3. The sifter defined in claim 1, further comprising: an air connector connected to the upper air inlet, rising at an angle with respect to the horizontal, and generating the upper air stream that enters the interior with an upwardly inclined orientation to the horizontal.

4. The sifter defined in claim 1, further comprising: a lower air connector connected to the lower air inlet, rising at an angle with respect to the horizontal, and generating a lower air stream that enters the interior with an upwardly inclined orientation with respect to the horizontal.

5. The sifter defined in claim 1, wherein the portion of the front wall extends at an angle of less than 20 to the vertical.

6. The sifter defined in claim 1, wherein the curved portion of the front wall adjoins an upper edge of the upper air inlet.

7. The sifter defined in claim 1, wherein an upper edge of the upper air inlet in side view is vertically aligned above a lower edge of the upper air inlet or projects by an amount into the chamber beyond the lower edge.

8. The sifter defined in claim 1, wherein an upper edge of the lower air inlet in side view is vertically aligned above the lower edge of the lower air inlet or projects by an amount into the chamber beyond the lower edge.

9. The sifter defined in claim 1, wherein the upper air inlet and the lower air inlet have a free and unobstructed inflow cross section into the chamber of the housing.

10. The sifter defined in claim 1, wherein the upper air inlet and the lower air inlet extend continuously over essentially an entire width of the housing.

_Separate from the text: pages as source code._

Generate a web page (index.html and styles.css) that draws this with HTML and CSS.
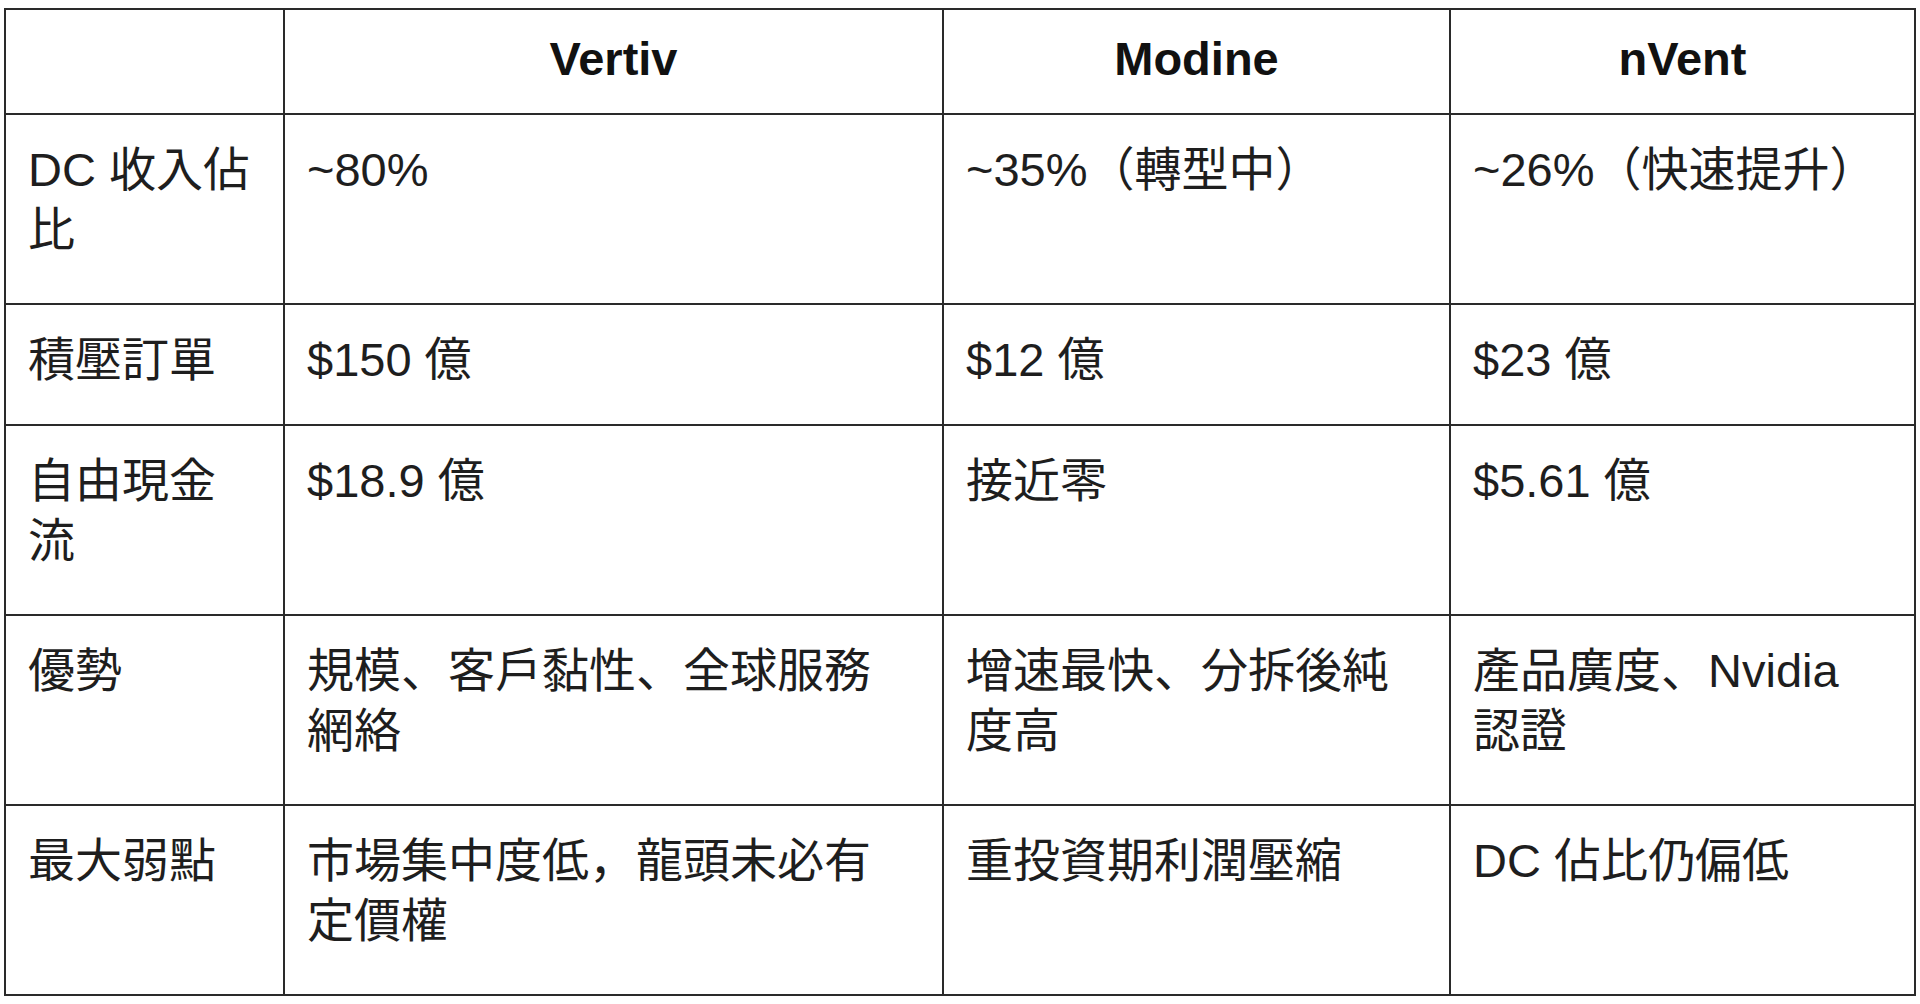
FILE: index.html
```html
<!DOCTYPE html>
<html lang="zh-Hant">
<head>
<meta charset="utf-8">
<title>比較表</title>
<link rel="stylesheet" href="styles.css">
</head>
<body>
<table class="compare">
  <colgroup>
    <col class="c-label">
    <col class="c-vertiv">
    <col class="c-modine">
    <col class="c-nvent">
  </colgroup>
  <thead>
    <tr class="row-head">
      <th></th>
      <th>Vertiv</th>
      <th>Modine</th>
      <th>nVent</th>
    </tr>
  </thead>
  <tbody>
    <tr class="row-tall">
      <td class="label">DC 收入佔比</td>
      <td>~80%</td>
      <td>~35%（轉型中）</td>
      <td>~26%（快速提升）</td>
    </tr>
    <tr class="row-short">
      <td class="label">積壓訂單</td>
      <td>$150 億</td>
      <td>$12 億</td>
      <td>$23 億</td>
    </tr>
    <tr class="row-tall">
      <td class="label">自由現金流</td>
      <td>$18.9 億</td>
      <td>接近零</td>
      <td>$5.61 億</td>
    </tr>
    <tr class="row-tall">
      <td class="label">優勢</td>
      <td>規模、客戶黏性、全球服務網絡</td>
      <td>增速最快、分拆後純度高</td>
      <td>產品廣度、Nvidia認證</td>
    </tr>
    <tr class="row-tall">
      <td class="label">最大弱點</td>
      <td>市場集中度低，龍頭未必有定價權</td>
      <td>重投資期利潤壓縮</td>
      <td>DC 佔比仍偏低</td>
    </tr>
  </tbody>
</table>
</body>
</html>
```

FILE: styles.css
```css
html, body {
  margin: 0;
  padding: 0;
  background: #ffffff;
}

body {
  padding: 8px 0 0 4px;
  font-family: "Liberation Sans", "Noto Sans CJK JP", "Noto Sans CJK TC", sans-serif;
  color: #1e1e1e;
}

.compare {
  border-collapse: collapse;
  table-layout: fixed;
  width: 1910px;
  font-size: 47px;
  line-height: 60px;
  font-feature-settings: "locl" 0;
}

.c-label { width: 279px; }
.c-vertiv { width: 659px; }
.c-modine { width: 507px; }
.c-nvent { width: 465px; }

.compare th,
.compare td {
  border: 2px solid #2a2a2a;
  vertical-align: top;
  text-align: left;
  padding: 25px 34px 0 22px;
  font-weight: 400;
  word-break: normal;
}

.compare td.label {
  padding-right: 24px;
}

.compare th {
  text-align: center;
  font-weight: 700;
  color: #111111;
  padding: 19px 10px 0 10px;
}

.row-head { height: 105px; }
.row-tall { height: 190px; }
.row-short { height: 121px; }
```
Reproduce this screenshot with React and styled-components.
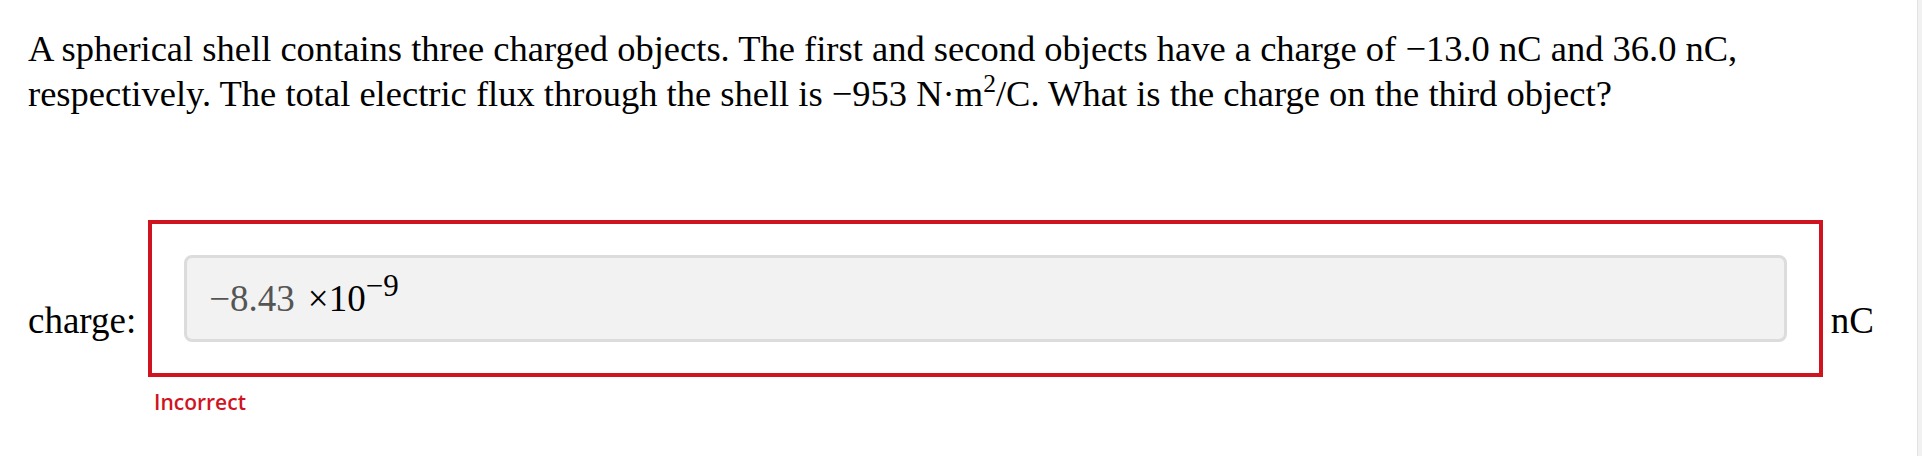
import styled, { createGlobalStyle } from "styled-components";

const GlobalStyle = createGlobalStyle`
  html, body {
    margin: 0;
    padding: 0;
    background: #ffffff;
  }

  body {
    font-family: "Liberation Serif", "Times New Roman", serif;
    color: #000000;
  }
`;

const Page = styled.div`
  display: flex;
  min-height: 456px;
  width: 100%;
  box-sizing: border-box;
`;

const Content = styled.main`
  flex: 1;
  padding: 26px 0 0 28px;
`;

const ScrollEdge = styled.div`
  width: 4px;
  background: #f1f1f1;
  border-left: 1px solid #e2e2e2;
`;

const Question = styled.p`
  margin: 0;
  max-width: 1800px;
  font-size: 36.5px;
  line-height: 45px;
`;

const Sup = styled.sup`
  font-size: ${(props) => props.size || "0.7em"};
  line-height: 0;
  vertical-align: ${(props) => props.raise || "0.55em"};
`;

const AnswerRow = styled.div`
  display: flex;
  align-items: flex-end;
  margin: 104px 43px 0 0;
`;

const Label = styled.span`
  font-size: 37px;
  line-height: 42px;
  margin: ${(props) => (props.unit ? "0 0 35px 8px" : "0 12px 35px 0")};
  white-space: nowrap;
`;

const AnswerBox = styled.div`
  flex: 1;
  border: 4px solid ${(props) => (props.wrong ? "#d0141f" : "#cccccc")};
  padding: 31px 32px;
`;

const Field = styled.div`
  display: flex;
  align-items: center;
  height: 81px;
  padding: 0 22px;
  background: #f2f2f2;
  border: 3px solid #dcdcdc;
  border-radius: 8px;
  font-size: 37px;
  line-height: 42px;
`;

const Value = styled.span`
  color: #555555;
`;

const Power = styled.span`
  color: #000000;
  margin-left: 13px;
`;

const Feedback = styled.div`
  margin: 11px 0 0 126px;
  font-family: "Open Sans", "Noto Sans", sans-serif;
  font-weight: 600;
  font-size: 21px;
  line-height: 28px;
  color: #d0141f;
`;

export default function App() {
  return (
    <>
      <GlobalStyle />
      <Page>
        <Content>
          <Question>
            A spherical shell contains three charged objects. The first and
            second objects have a charge of −13.0 nC and 36.0 nC,
            respectively. The total electric flux through the shell is −953
            N·m<Sup>2</Sup>/C. What is the charge on the third object?
          </Question>

          <AnswerRow>
            <Label>charge:</Label>
            <AnswerBox wrong>
              <Field>
                <Value>−8.43</Value>
                <Power>
                  ×10
                  <Sup size="31px" raise="15px">
                    −9
                  </Sup>
                </Power>
              </Field>
            </AnswerBox>
            <Label unit>nC</Label>
          </AnswerRow>

          <Feedback>Incorrect</Feedback>
        </Content>
        <ScrollEdge />
      </Page>
    </>
  );
}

11. The sifter defined in claim 1, wherein the front wall is convex toward the exterior between the upper and lower air inlets.

Description

BRIEF DESCRIPTION OF THE DRAWING

[0026] The above and other objects, features, and advantages will become more readily apparent from the following description, reference being made to the accompanying drawing in which:

[0027] FIG. 1 is a largely schematic perspective view of a sifter according to the invention;

[0028] FIG. 2 is a simplified vertical section of the sifter of this invention;

[0029] FIG. 3 is a schematic diagram showing particle flow (broken lines) and fiber flow (solid lines) in the inventive sifter; and

[0030] FIG. 4 is a view like FIG. 3 but showing air flow in the sifter according to the invention.

SPECIFIC DESCRIPTION OF THE INVENTION

[0031] As seen in the drawing, the sifter of this invention serves for separating coarse particles from a particle-carrying air stream, in particular a fiber stream, during the manufacture of wood material panels, in particular wood fiber panels. Such a sifter is preferably integrated into a facility for manufacturing wood material panels, in particular to remove undesirable components (for example, bits of metal, clumps of adhesive, coarse fibers, rust flecks, or the like) from a material stream (of glued fibers, for example), in particular primarily to prevent damage of downstream facilities or facility parts, for example, steel belts of a continuously operating wood material panel press.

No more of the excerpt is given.